Standing in the way of this mission is Director Orson Krennic (Ben Mendelsohn), the scheming, white-caped head of the Death Star project. His ambition would see the galaxy engulfed in terror. Or “order”, as he calls it. And that’s all the story you’re getting out of me, as the script by Chris Weitz and Tony Gilroy, based on an idea by Industrial Light and Magic guru John Knoll, jukes and jives its way through some unexpected vectors. There’s a bit of a slow down in the film’s middle, but it’s still a boisterous, rip-roaring tale, that shows us sides of characters and factions we may not expect, and should be experienced as cold as possible, so I will definitely not spoil it here.
What I will say is that for those fans who have not been paying attention to the film’s marketing juggernaut, it may be a surprise how much more dramatically hard-edged a film Rogue One is.

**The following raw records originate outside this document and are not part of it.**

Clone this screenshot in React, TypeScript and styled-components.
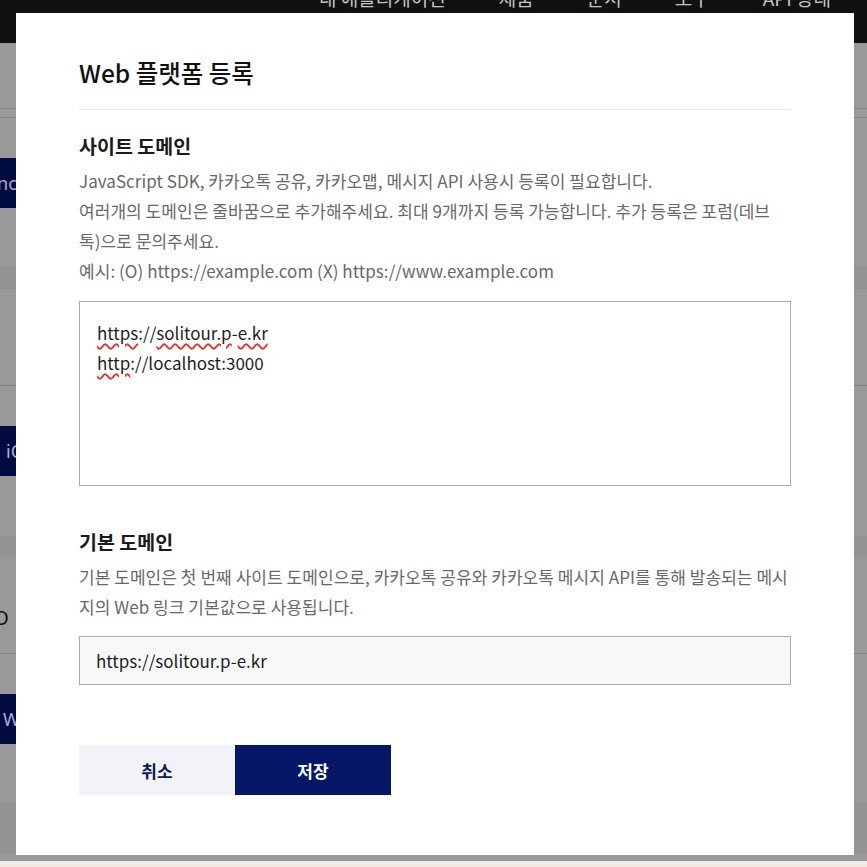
import React from "react";
import styled, { createGlobalStyle } from "styled-components";

const Global = createGlobalStyle`
  html, body { margin: 0; padding: 0; }
  body {
    background: #f4e8e3;
    font-family: "Noto Sans CJK KR", "Noto Sans", sans-serif;
    overflow: hidden;
  }
  * { box-sizing: border-box; }
`;

const Page = styled.div`
  height: 861px;
  background: #999999;
  display: flex;
  flex-direction: column;
  overflow: hidden;
`;

const Header = styled.header`
  height: 43px;
  flex: none;
  background: #111111;
  display: flex;
  justify-content: flex-end;
  padding-right: 36px;
  overflow: hidden;
`;

const Nav = styled.nav`
  display: flex;
  gap: 53px;
  margin-top: -14px;
  height: 24px;
  line-height: 24px;
  font-size: 19px;
  color: #c4c4c4;
`;

const Row = styled.div<{ $h: number; $line?: boolean; $band?: boolean }>`
  height: ${(p) => p.$h}px;
  flex: none;
  background: ${(p) => (p.$band ? "#949494" : "transparent")};
  border-bottom: ${(p) => (p.$line ? "1px solid #878787" : "none")};
  display: flex;
  flex-direction: column;
  overflow: hidden;
`;

const SideButton = styled.div<{ $indent: number }>`
  width: 160px;
  height: 50px;
  margin-top: 40px;
  margin-left: -40px;
  background: #020b40;
  color: #a7b0cc;
  font-size: 18px;
  line-height: 50px;
  padding-left: ${(p) => p.$indent}px;
  white-space: nowrap;
  font-family: "Noto Sans", sans-serif;
`;

const SideText = styled.div`
  margin-left: -12px;
  margin-top: 49px;
  font-size: 20px;
  line-height: 26px;
  color: #111;
  font-family: "Noto Sans", sans-serif;
`;

const Modal = styled.div`
  position: fixed;
  left: 16px;
  top: 13px;
  width: 838px;
  height: 842px;
  background: #ffffff;
  padding: 42px 63px 60px;
  display: flex;
  flex-direction: column;
`;

const Title = styled.h2`
  margin: 0;
  padding-bottom: 18px;
  border-bottom: 1px solid #e4e4e4;
  font-size: 24.5px;
  line-height: 36px;
  font-weight: 500;
  color: #111;
`;

const Section = styled.section<{ $top: number }>`
  margin-top: ${(p) => p.$top}px;
  display: flex;
  flex-direction: column;
`;

const SectionTitle = styled.h3`
  margin: 0;
  font-size: 19.5px;
  line-height: 28px;
  font-weight: 700;
  color: #1a1a1a;
`;

const Desc = styled.p`
  margin: 6px 0 0;
  font-size: 17px;
  line-height: 30px;
  letter-spacing: 0.05px;
  color: #686868;
`;

const DomainBox = styled.div`
  margin-top: 15px;
  height: 185px;
  border: 1px solid #acacac;
  padding: 16px 17px;
  font-size: 17px;
  line-height: 30px;
  color: #1e1e1e;
`;

const Typo = styled.span`
  text-decoration: underline wavy #e8322f;
  text-decoration-thickness: 1.5px;
  text-underline-offset: 3px;
`;

const InputBox = styled.div`
  margin-top: 14px;
  height: 49px;
  border: 1px solid #acacac;
  background: #f7f8f8;
  padding: 0 16px;
  display: flex;
  align-items: center;
  font-size: 17px;
  color: #1e1e1e;
`;

const Buttons = styled.div`
  margin-top: 60px;
  display: flex;
`;

const Btn = styled.button<{ $primary?: boolean }>`
  width: 156px;
  height: 50px;
  border: none;
  font-family: inherit;
  font-size: 17px;
  font-weight: 700;
  cursor: pointer;
  background: ${(p) => (p.$primary ? "#051766" : "#f2f3f8")};
  color: ${(p) => (p.$primary ? "#ffffff" : "#0c1a55")};
`;

export default function App() {
  return (
    <>
      <Global />
      <Page>
        <Header>
          <Nav>
            <span>내 애플리케이션</span>
            <span>제품</span>
            <span>문서</span>
            <span>도구</span>
            <span>API 상태</span>
          </Nav>
        </Header>
        <Row $h={66} $line />
        <Row $h={9} $line />
        <Row $h={149}>
          <SideButton $indent={18}>Sync</SideButton>
        </Row>
        <Row $h={22} $band />
        <Row $h={97} $line />
        <Row $h={150}>
          <SideButton $indent={46}>iOS</SideButton>
        </Row>
        <Row $h={20} $band />
        <Row $h={98} $line>
          <SideText>iO</SideText>
        </Row>
        <Row $h={149}>
          <SideButton $indent={43}>Web</SideButton>
        </Row>
        <Row $h={50} $band />
      </Page>
      <Modal>
        <Title>Web 플랫폼 등록</Title>
        <Section $top={22}>
          <SectionTitle>사이트 도메인</SectionTitle>
          <Desc>
            JavaScript SDK, 카카오톡 공유, 카카오맵, 메시지 API 사용시 등록이 필요합니다.
            <br />
            여러개의 도메인은 줄바꿈으로 추가해주세요. 최대 9개까지 등록 가능합니다. 추가 등록은 포럼(데브톡)으로 문의주세요.
            <br />
            예시: (O) https://example.com (X) https://www.example.com
          </Desc>
          <DomainBox>
            <div>
              <Typo>https</Typo>://<Typo>solitour.p</Typo>-<Typo>e.kr</Typo>
            </div>
            <div>
              <Typo>http</Typo>://localhost:3000
            </div>
          </DomainBox>
        </Section>
        <Section $top={42}>
          <SectionTitle>기본 도메인</SectionTitle>
          <Desc>
            기본 도메인은 첫 번째 사이트 도메인으로, 카카오톡 공유와 카카오톡 메시지 API를 통해 발송되는 메시지의 Web 링크 기본값으로 사용됩니다.
          </Desc>
          <InputBox>https://solitour.p-e.kr</InputBox>
        </Section>
        <Buttons>
          <Btn>취소</Btn>
          <Btn $primary>저장</Btn>
        </Buttons>
      </Modal>
    </>
  );
}
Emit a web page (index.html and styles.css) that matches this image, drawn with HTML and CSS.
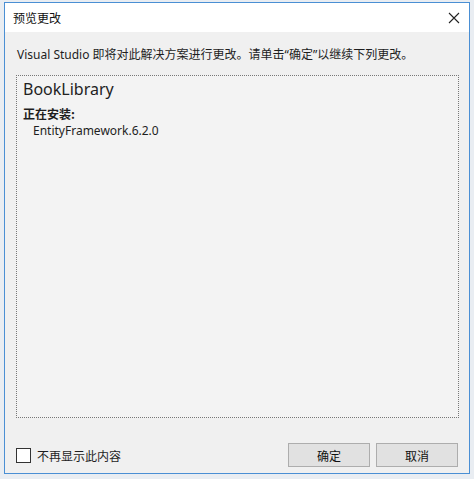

Edwards was not making false promises about this being a Star Wars war movie, as the film’s bonanza third act plays out with a gritty wartime intensity unlike anything else in the franchise. Adding to this are the locales used by Edwards and co, as they ditch the usual Star Wars backdrops to instead stage their action in lush tropical jungles and sandy beaches – all soon to be pock-marked and bomb-charred. Young soldiers, bedecked in eerily Vietnam War-esque attire, stand shaken in drop ships dreading the battle to come or frantically diving behind cover as their companions are felled around them, upping this wartime authenticity.
And helping to sell this drama even further is the fiery performances by the lead cast. Jones and Luna in particular bring a molten intensity to their performances, through both subtle depths and explosive thespian outbursts. Jones has the heavier lifting to do here, and the Oscar-nominated actress does not disappoint one bit – Jyn is one of Star Wars’ finest heroines. Mendelsohn is also magnetic as Krennic as he fights both the Rebels and his own political battles, while veterans like Forest Whitaker and Mads Mikkelsen show up with limited screen-time, but turning in extremely memorable performances. The entire cast overall really do top drawer work here.
But while not as dramatically weighty, it’s Yen’s Chirrut Imwe and Tudyk’s K-2SO that steal the biggest audience-rousing scenes (well, almost, but I’m not spoiling those incredible surprises). Yen’s blind man of action is the very definition of badass cool, while Tudyk’s K-2SO, with his tar-black streak of gallows humour, offers most of the necessary levity in an otherwise grimly serious movie.
Serious but not dour, as Edwards shoots the film beautifully, staging vistas of stark beauty that stand unique to the Star Wars franchise. That… difference is evident in the very fabric of this film, from the gorgeous colour palette to the jaw-dropping action choreography to even composer Michael Giacchino’s rousing reworking of John William’s iconic score. All of this just goes to reinforce the standalone, original nature of Rogue One – a truly appreciated quality here.
The Force Awakens was a fantastic film, but it was sometimes too concerned with fan-pandering and recycling old narrative ideas and calling it cyclical poetry. Rogue One is not afraid to be its own thing and does so masterfully. It follows through on its promises of this new approach to the Star Wars universe with a confidence and swagger that will undoubtedly see fans around the world go gaga over it. To paraphrase the film’s most quotable, t-shirt worthy line, this rebellion was indeed built on hype. But I’ll be damned if every tiny infinitesimal fragment of hype wasn’t wholly justified. Rogue One is Star Wars at its very best.